There is no right answer here – jump down that YouTube rabbit hole, give in to the algorithm and see where it takes you.

4 – Harnessing the media  

Instead of reading me, a 6-foot 4 keyboard warrior who has played a grand total of 3 competitive basketball games in his life, it may be worth ingesting the content of people who actually do this for a living.

Everything is bigger in America and the NBA media has become a circus in of itself. To the chagrin of traditionalists, part of the attraction of the NBA is its rapid dealing, transactionary nature. The age of player empowerment has expediated longer contracts, and be it via trade or free agency, stars are more reticent to stay in one place. Think of it like a constant transfer window except with a far larger gossip column stoking the fire – a glance at NBA twitter will show this insatiable infatuation with player movement. Unlike sports like Football, the intricacies of the league rules and the salary cap as well as the sheer volume of possible movement make the media an essential ally to traverse the everyday of the NBA.

With the advent of the podcast as seemingly the medium of the future and the diversity and quality of talking heads in the sport is something to behold. Some personal favourites include (the) Bill Simmons’ Podcast, Celtics fanboy and ESPN star turned Media Czar (watch out for his Sunday night shows with Ryen Russillo), ESPN’s The Lowe Post and Bleacher report’s The Full 48.
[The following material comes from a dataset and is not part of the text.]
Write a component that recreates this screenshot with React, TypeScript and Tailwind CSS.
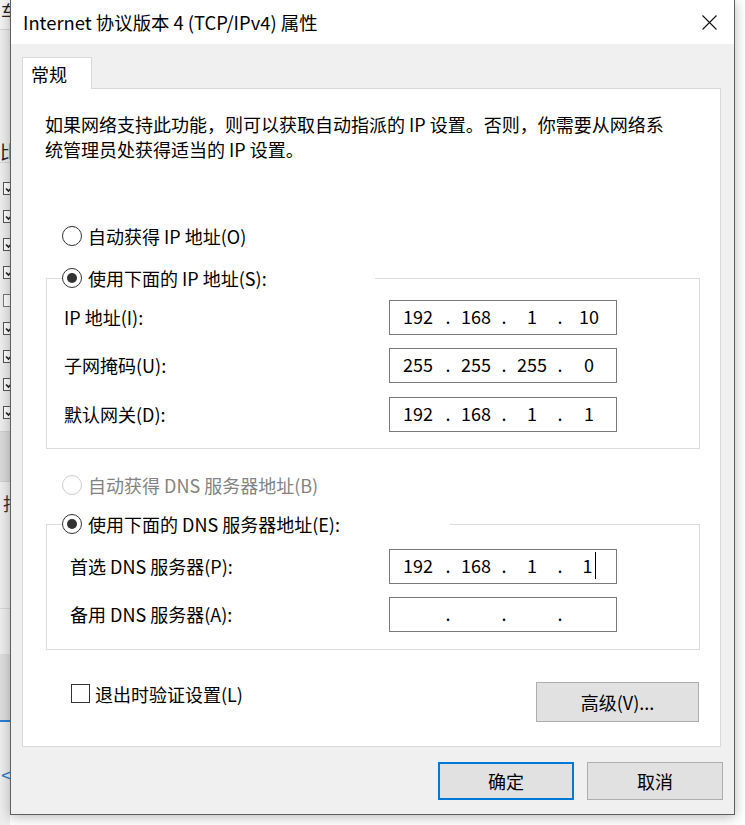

The proliferation of audio has not left behind the role of the writer and quality written content. The job is so central that there is a seat in the Basketball Hall of Fame for the royalty of NBA writers. Scrolling through some longform pieces on The Athletic and other stalwarts like ESPN can make that tube journey or extended stint on the throne that much more enjoyable.


5 – Pick a team.

Obviously, part of fandom is having people to root for, and crucially, against.

The S Word will shortly be publishing a complete breakdown of each team and whose overpriced jersey you should be buying come payday.

Just a warning – make sure you pick better than me.